O Supremo Tribunal Federal pode mudar seu entendimento quanto ao crime de estupro, para considerar a forma simples também como hedionda. Na sessão plenária de ontem (28/11), durante o julgamento de um Habeas Corpus (HC 81288), o ministro Carlos Velloso votou no sentido contrário da jurisprudência dominante da corte. Em seguida, a ministra Ellen, que é relatora de um outro Habeas Corpus sobre a mesma matéria, tomou a palavra e leu um longo voto, citando várias pesquisas que chamam atenção sobre a gravidade e a disseminação da prática de estupro na sociedade.

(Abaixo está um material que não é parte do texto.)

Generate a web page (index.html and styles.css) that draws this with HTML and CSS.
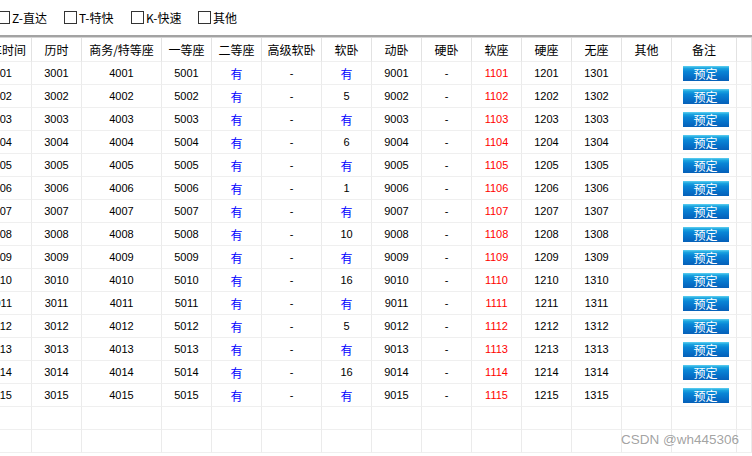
FILE: index.html
```html
<!DOCTYPE html>
<html lang="zh">
<head>
<meta charset="utf-8">
<link rel="stylesheet" href="styles.css">
</head>
<body>
<div class="page">
  <div class="filters">
    <label class="opt"><span class="box"></span><span class="lbl">Z-直达</span></label>
    <label class="opt"><span class="box"></span><span class="lbl">T-特快</span></label>
    <label class="opt"><span class="box"></span><span class="lbl">K-快速</span></label>
    <label class="opt"><span class="box"></span><span class="lbl">其他</span></label>
  </div>
  <div class="divider"></div>
  <div class="grid" id="grid">
    <div class="hd c0">发车时间</div>
    <div class="hd">历时</div>
    <div class="hd">商务/特等座</div>
    <div class="hd">一等座</div>
    <div class="hd">二等座</div>
    <div class="hd">高级软卧</div>
    <div class="hd">软卧</div>
    <div class="hd">动卧</div>
    <div class="hd">硬卧</div>
    <div class="hd">软座</div>
    <div class="hd">硬座</div>
    <div class="hd">无座</div>
    <div class="hd">其他</div>
    <div class="hd">备注</div>
    <div class="hd"></div>
  </div>
  <div class="watermark">CSDN @wh445306</div>
</div>
<script>
(function(){
  var g = document.getElementById('grid');
  var soft = ['有','5','有','6','有','1','有','10','有','16','有','5','有','16','有'];
  var html = '';
  for (var i = 1; i <= 15; i++) {
    var n = (i < 10 ? '0' : '') + i;
    html += '<div class="cell c0">20' + n + '</div>' +
      '<div class="cell">30' + n + '</div>' +
      '<div class="cell">40' + n + '</div>' +
      '<div class="cell">50' + n + '</div>' +
      '<div class="cell cjk blue">有</div>' +
      '<div class="cell">-</div>' +
      '<div class="cell' + (soft[i-1] === '有' ? ' cjk blue' : '') + '">' + soft[i-1] + '</div>' +
      '<div class="cell">90' + n + '</div>' +
      '<div class="cell">-</div>' +
      '<div class="cell red">11' + n + '</div>' +
      '<div class="cell">12' + n + '</div>' +
      '<div class="cell">13' + n + '</div>' +
      '<div class="cell"></div>' +
      '<div class="cell"><span class="btn">预定</span></div>' +
      '<div class="cell"></div>';
  }
  for (var r = 0; r < 2; r++) {
    for (var c = 0; c < 15; c++) html += '<div class="cell"></div>';
  }
  g.insertAdjacentHTML('beforeend', html);
})();
</script>
</body>
</html>
```

FILE: styles.css
```css
html, body {
  margin: 0;
  padding: 0;
  background: #fff;
}
.page {
  position: relative;
  width: 752px;
  height: 456px;
  overflow: hidden;
  font-family: "Noto Sans CJK SC", "Liberation Sans", sans-serif;
  font-size: 12px;
  color: #000;
}
.filters {
  height: 35px;
  display: grid;
  grid-template-columns: repeat(4, 67px);
  align-items: center;
  margin-left: -3px;
}
.opt {
  display: flex;
  align-items: center;
  gap: 2px;
}
.box {
  width: 11px;
  height: 11px;
  border: 1px solid #333;
  background: #fff;
  flex: none;
}
.lbl {
  font-size: 12px;
  line-height: 14px;
}
.divider {
  height: 2px;
  background: #a3a3a3;
  border-bottom: 1px solid #d4d4d4;
}
.grid {
  display: grid;
  grid-template-columns: 32px 50px 80px 50px 50px 60px 50px 50px 50px 50px 50px 50px 50px 65px 15px;
  grid-auto-rows: 23px;
  grid-template-rows: 24px;
}
.hd, .cell {
  box-sizing: border-box;
  border-right: 1px solid #ebebeb;
  border-bottom: 1px solid #efefef;
  display: flex;
  align-items: center;
  justify-content: center;
  white-space: nowrap;
  overflow: hidden;
}
.hd {
  border-right-color: #e2e2e2;
  font-size: 12px;
}
.cell {
  font-family: "Liberation Sans", sans-serif;
  font-size: 11px;
}
.hd.c0 {
  justify-content: flex-end;
  padding-right: 5px;
}
.cell.c0 {
  justify-content: flex-end;
  padding-right: 19px;
}
.cjk {
  font-family: "Noto Sans CJK SC", sans-serif;
  font-size: 12px;
}
.blue { color: #0000ff; }
.red { color: #ff0000; }
.btn {
  display: flex;
  align-items: center;
  justify-content: center;
  width: 46px;
  height: 15px;
  margin-left: 3px;
  font-family: "Noto Sans CJK SC", sans-serif;
  font-size: 12px;
  line-height: 15px;
  color: #fff;
  background: linear-gradient(#5fd0f0 0%, #1ba4e0 15%, #0a86d6 35%, #0670c8 70%, #0660b8 100%);
}
.watermark {
  position: absolute;
  left: 621px;
  top: 432px;
  font-family: "Liberation Sans", sans-serif;
  font-size: 13.5px;
  color: rgba(110, 110, 110, 0.65);
}
```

A atual interpretação do Supremo para a Lei dos Crimes Hediondos (Lei 8.072/90) é a de que só tem essa classificação o estupro qualificado, ou seja, aquele do qual resultem lesões corporais graves ou morte. Na sessão de ontem, apreciava-se o caso de um pai condenado a mais de 16 anos de prisão por manter relações sexuais com duas filhas menores de idade. Entendendo não se tratar da forma qualificada, o relator, ministro Maurício Corrêa votou pelo deferimento do pedido de redução de pena.

O ministro Velloso, em seguida, opinou no sentido contrário. Ele fez uma análise da redação do artigo 1.º da Lei 8.072 com o objetivo de demonstrar que a intenção do legislador foi classificar as duas formas como hediondas. A ministra Ellen Gracie reforçou esse argumento explicando que é preciso fazer uma leitura sistêmica, comparando o estupro com outros crimes abrangidos pelo dispositivo.

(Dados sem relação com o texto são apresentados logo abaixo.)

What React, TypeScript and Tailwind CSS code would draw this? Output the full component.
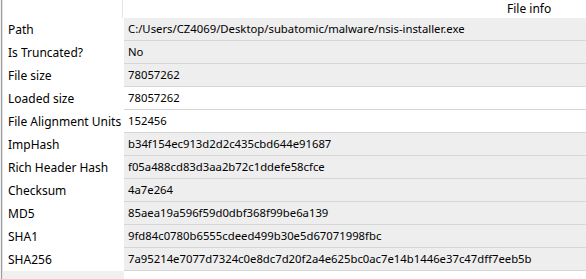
const rows: { label: string; value: string; white?: boolean }[] = [
  { label: "Path", value: "C:/Users/CZ4069/Desktop/subatomic/malware/nsis-installer.exe" },
  { label: "Is Truncated?", value: "No" },
  { label: "File size", value: "78057262" },
  { label: "Loaded size", value: "78057262", white: true },
  { label: "File Alignment Units", value: "152456", white: true },
  { label: "ImpHash", value: "b34f154ec913d2d2c435cbd644e91687" },
  { label: "Rich Header Hash", value: "f05a488cd83d3aa2b72c1ddefe58cfce" },
  { label: "Checksum", value: "4a7e264" },
  { label: "MD5", value: "85aea19a596f59d0dbf368f99be6a139" },
  { label: "SHA1", value: "9fd84c0780b6555cdeed499b30e5d67071998fbc" },
  { label: "SHA256", value: "7a95214e7077d7324c0e8dc7d20f2a4e625bc0ac7e14b1446e37c47dff7eeb5b" },
];

export default function App() {
  return (
    <div
      className="w-[586px] h-[279px] overflow-hidden bg-white text-[12px] text-black flex"
      style={{ fontFamily: '"Noto Sans", "Liberation Sans", sans-serif' }}
    >
      {/* splitter edge */}
      <div className="w-px bg-[#f0f0f0]" />
      <div className="w-px bg-[#a0a0a0]" />
      <div className="w-px bg-[#e3e3e3]" />
      <div className="flex-1 flex flex-col">
        <div className="h-[18px] flex">
          <div className="w-[120px] border-r border-[#e5e5e5]" />
          <div className="flex-1 flex items-center pl-[384px] leading-none">File info</div>
        </div>
        {rows.map((r) => (
          <div key={r.label} className="h-[23px] flex">
            <div className="w-[121px] bg-white flex items-center pl-[5px] leading-none">{r.label}</div>
            <div
              className={`flex-1 flex items-center pl-[4px] leading-none text-[11.3px] border-b border-[#d6d6d6] ${
                r.white ? "bg-white" : "bg-[#eeeeee]"
              }`}
            >
              {r.value}
            </div>
          </div>
        ))}
        <div className="flex-1 flex">
          <div className="w-[121px] bg-[#f0f0f0]" />
          <div className="flex-1 bg-white" />
        </div>
      </div>
    </div>
  );
}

Relator do Acórdão do Habeas Corpus 80479, que fixou a atual interpretação do Supremo sobre o assunto, o ministro Nelson Jobim mudou seu posicionamento, seguindo os votos de Velloso e Ellen. Ele disse que anteriormente havia feito leitura isolada da lei, e não interpretou corretamente o significado da conjunção “e”, que nesse caso significaria adição. O ministro Néri da Silveira chegou a se manifestar contra a mudança proposta pelos colegas, sustentando que a lei só classificou como hediondos formas qualificadas dos crimes, e o mesmo deveria valer para o estupro. Contudo, o julgamento foi interrompido pelo pedido de vista do ministro Ilmar Galvão.

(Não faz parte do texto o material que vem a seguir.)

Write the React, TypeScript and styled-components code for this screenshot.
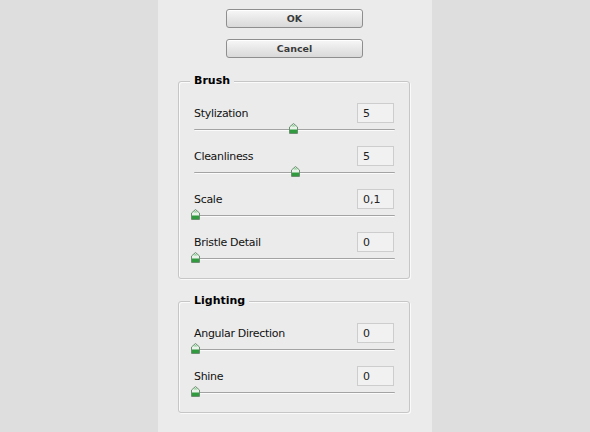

Em seu voto, a ministra Ellen foi além da análise legislativa. Ela trouxe vários estudos, baseados em fontes nacionais e internacionais que demonstram serem os danos psicológicos advindos do estupro mais contundentes e duradouros que os danos os físicos. Por isso, afirmou, “mesmo quando não há lesões corporais graves, há graves lesões psíquicas”.

Se for mudada a jurisprudência do Supremo quanto ao estupro, o mesmo deve ocorrer quanto à forma simples do crime de atentado violento ao pudor (artigo 214 do Código Penal), de que podem ser vítimas também pessoas do sexo masculino.